= Baby Richard case =

1991–1995 custody battle in Illinois, US

The Baby Richard case was a highly publicized custody battle that took place over Danny Kirchner, a young child whose adoption was revoked when his biological father, Otakar Kirchner, won custody in a case that was decided in 1995 by the Illinois Supreme Court. The child became known as "Baby Richard" in widespread media coverage.

==Background==
The child was brought to his adoptive home four days after his March 16, 1991, birth by Jay and Kim Warburton of Schaumburg, Illinois, who pursued a private adoption with the consent of the child's biological mother, Daniela Janikova. Janikova had been living with the child's biological father, Otakar Kirchner, until a few weeks before the birth of the child when she moved out following an argument. Court records show that Janikova subsequently told Kirchner that the baby had died. Despite being told of the death, Kirchner searched for confirmation with local hospitals and by searching public records. Two months after Richard was born, a friend of the biological mother told Kirchner the truth, and he intervened in the adoption proceedings to gain custody of his son.

==Events of the custody battle==
The Warburtons fought to keep the child. The Circuit Court of Cook County, Illinois upheld Kirchner's paternity of the child and his right to intervene in December 1991, but a subsequent ruling declared him an unfit parent and permitted the adoption to proceed. Because the request to block the adoption had not occurred within 30 days of the child's birth, as required by Illinois adoption law, the Circuit Court ruling was upheld. An appeal was filed with the Illinois Supreme Court who agreed to hear the case.

Three years after the birth of the child, in June 1994, the Illinois Supreme Court ruled that the Circuit Court of Cook County and the Illinois Appellate Court had wrongly terminated Kirchner's parental rights, and the adoption was improper. Under Illinois law, courts can only consider a child's best interests if a biological parent is determined to be unfit. Justice James Heiple issued the order requiring that the child be removed from his home and turned over to Kirchner, whom he had never met. The Warburtons filed petitions with the United States Supreme Court seeking to stay and overturn the enforcement of the Illinois Supreme Court decision; however, these petitions were denied.

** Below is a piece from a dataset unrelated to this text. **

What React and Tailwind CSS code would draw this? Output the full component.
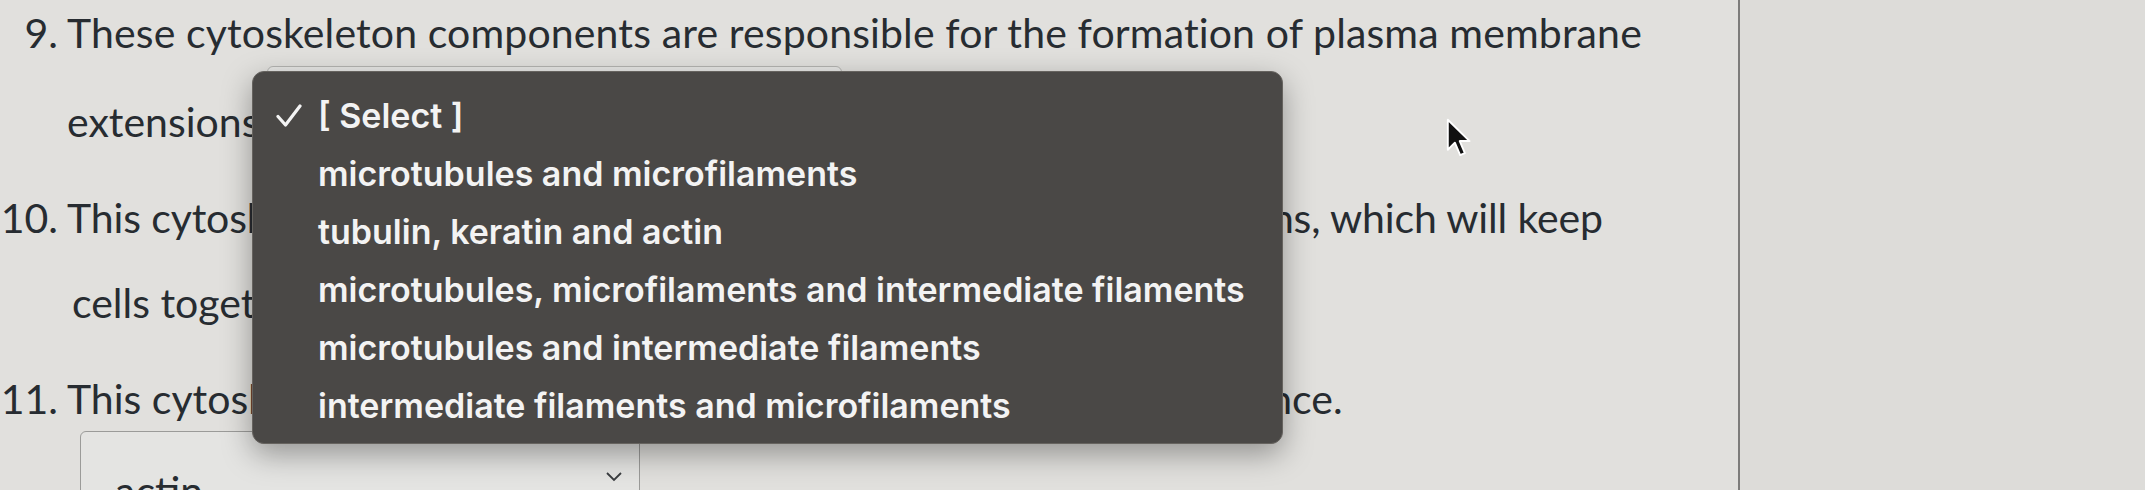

==Following the Supreme Court ruling==
In January 1995, Kirchner, seeking enforcement of the Illinois Supreme Court's ruling, filed a Petition for Habeas Corpus. The petition was granted. On April 30, 1995, Danny Warburton / Kirchner was transferred from the Warburtons to the care of his father as television and print reporters documented the event. The birth parents separated in 1996, but later reconciled. In 1997, Daniela Kirchner petitioned to regain the parental rights she had originally relinquished so that she would be Daniel's legal parent along with Otakar. This briefly raised the possibility of reopening the custody battle, but the Illinois Supreme Court ruled to dismiss the petition, effectively shutting the door to further legal battles. In March 1998, the Kirchners had a second child, a daughter.

==Media attention==
Los Angeles talk radio host Dennis Prager spent more than a month on his weekday radio show discussing this case and criticizing the Illinois Supreme Court Decision, and held a "Rally for Baby Richard" where actors Priscilla Presley, Tom Selleck, and John McCook also spoke. Nationally syndicated Chicago Tribune columnist and author Bob Greene wrote numerous times about the case, decrying the transfer of "Baby Richard" from his adoptive to his biological parents.

Karen Moriarty, a therapist for the biological parents, told the Chicago Sun-Times in 2003 that Danny had adjusted well to life after the custody battle. She documented the case in the book Baby Richard: A Four-Year-Old Comes Home. Moriarty decried the media's treatment of the Kirchners, and said that Bob Greene never spoke to Kirchner or Janikova in spite of writing so frequently on the case. Following the transfer, Otakar filed a lawsuit against Greene and the Chicago Tribune claiming defamation. The case against Greene and the Chicago Tribune was dismissed by an Illinois court on February 6, 1998.